Trying some writing today at ….

Today’s prompt:

Jeans. They can evoke so much emotion in us: the hot jeans we wear on a date, the skinny jeans we can finally fit into, mom jeans we vow never to wear, the comfy jeans we’ll never throw out.

The assignment this week is to write a piece – fiction or creative non-fiction – in which jeans play a prominent role. You can even write an ode if you’re so inclined.

Word limit is 600.


Sweat drenched hands rubbed down the hips of the black wool skirt. The rough texture of the fabric of the skirt did little to absorb her emotion, but it was a subconscious effort that she did when she got nervous. She met her eyes in the mirror again and took stock of the facts.

The eyes were clear and bright. No longer red or swollen.

Darkened skin underneath the eyes had lightened and no longer drew her expression down.

A smile gently hovered as it always had. Although it had been lost for some time, the expression had found its way home.

Jutting upright, her chin was balanced high; instead of tucked against her chest as it had been.

Shoulders that had been hunched and sported someone else’s arms to give them a hug of support, were now capable of being straight with no help from others.

Regardless of what anyone said; it was time.

Wiping her hands one last time on the scratchy black fabric, she snagged the zipper and yanked it down. Slipping the skirt off and kicking it to the side with her foot, she reached behind her and grabbed the pair of jeans lying on the foot of the bed. She managed to grind her heel in the skirt on the floor one last time to show her disdain for all it symbolized.

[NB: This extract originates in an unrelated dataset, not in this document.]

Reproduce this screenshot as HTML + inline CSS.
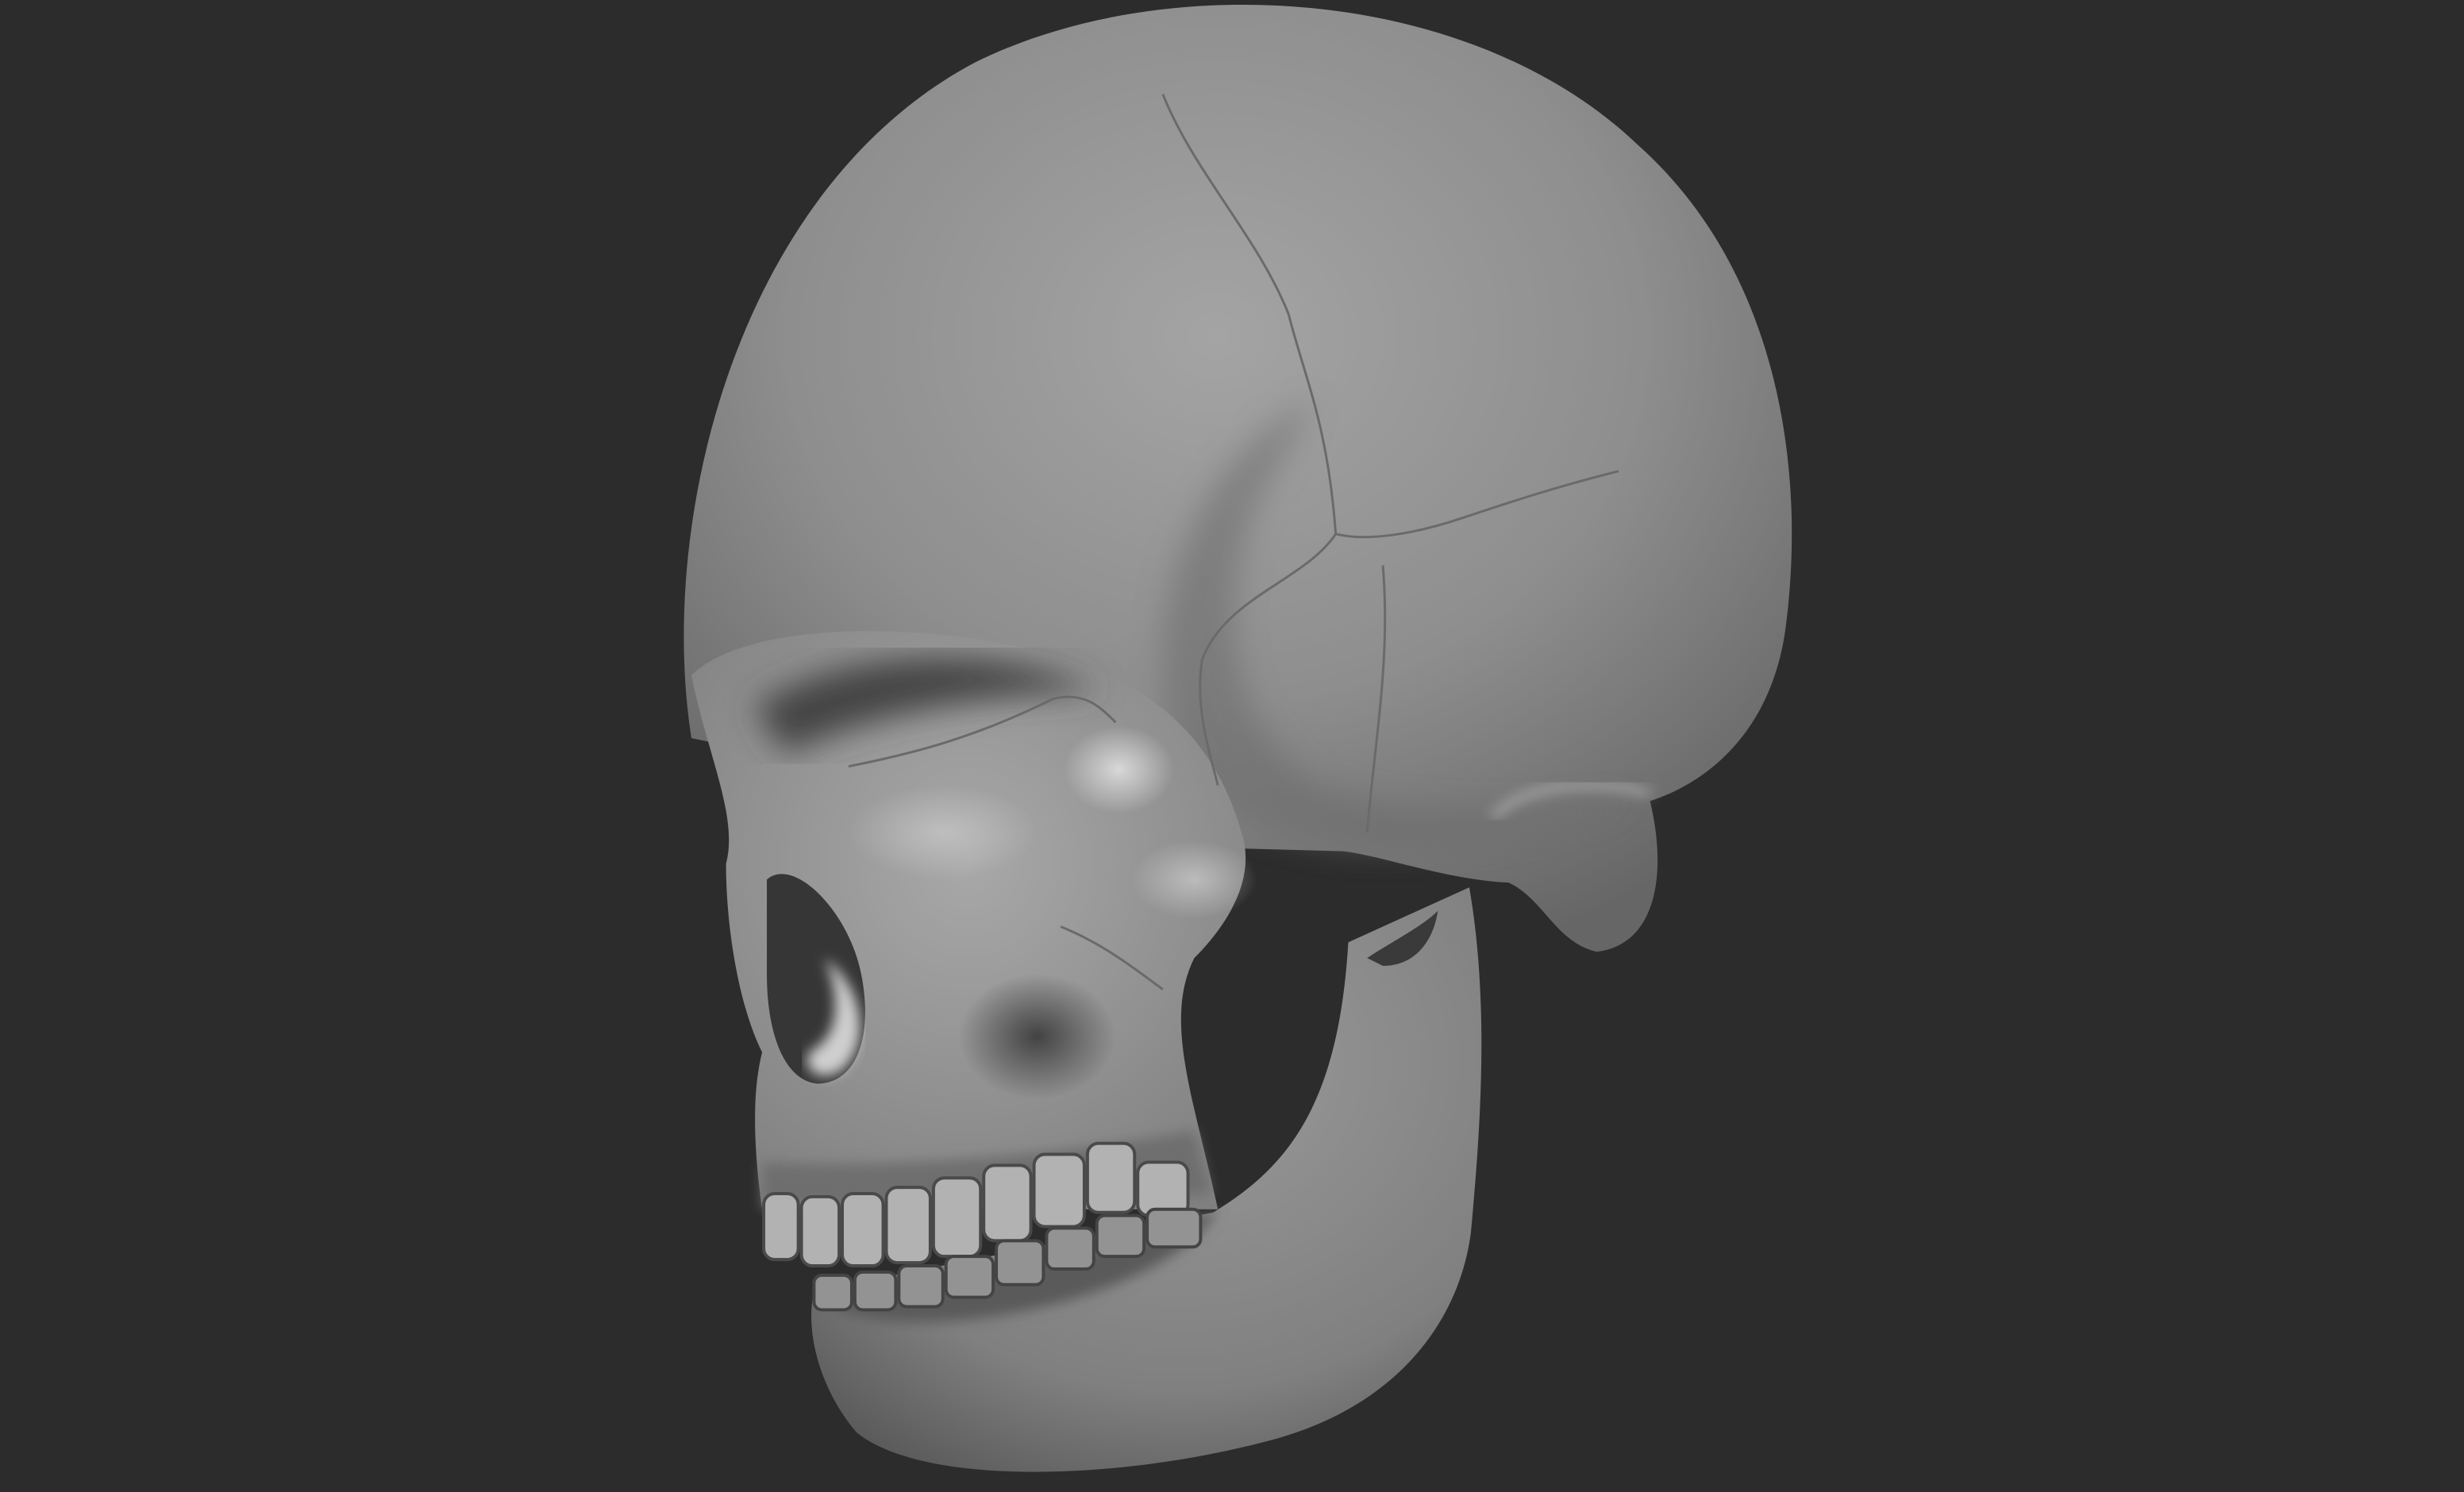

Her fingers caressed the worn and softened fabric as she instantly put her cheek to the old pair of jeans. She felt tears begin to form in the corner of her eyes, but these tears were warming.
Rather than the tears of despair of the past few months; these were tears of welcoming a friend back.

The faded jeans in the perfect shade of loved blue had been a constant. When nothing else seemed right and nothing seemed to fit; the jeans were always waiting in their faithfulness. Enduring through seasons and comforting the soul with familiarity. Her hands, dry now, rubbed the denim and her spirit connected with the freedom the fabric symbolized for her. Freedom to live as she wanted to.

Too long for her, but not long enough for some; she had donned the black dresses. The black had personified her heart. Dark and hopeless.The coarse fabric she had chosen seemed perfect as it scratched her skin, much like the way that life had become abrasive. It had seem right at first and they had fit her well, but now the jeans were beckoning her to return to their friendship.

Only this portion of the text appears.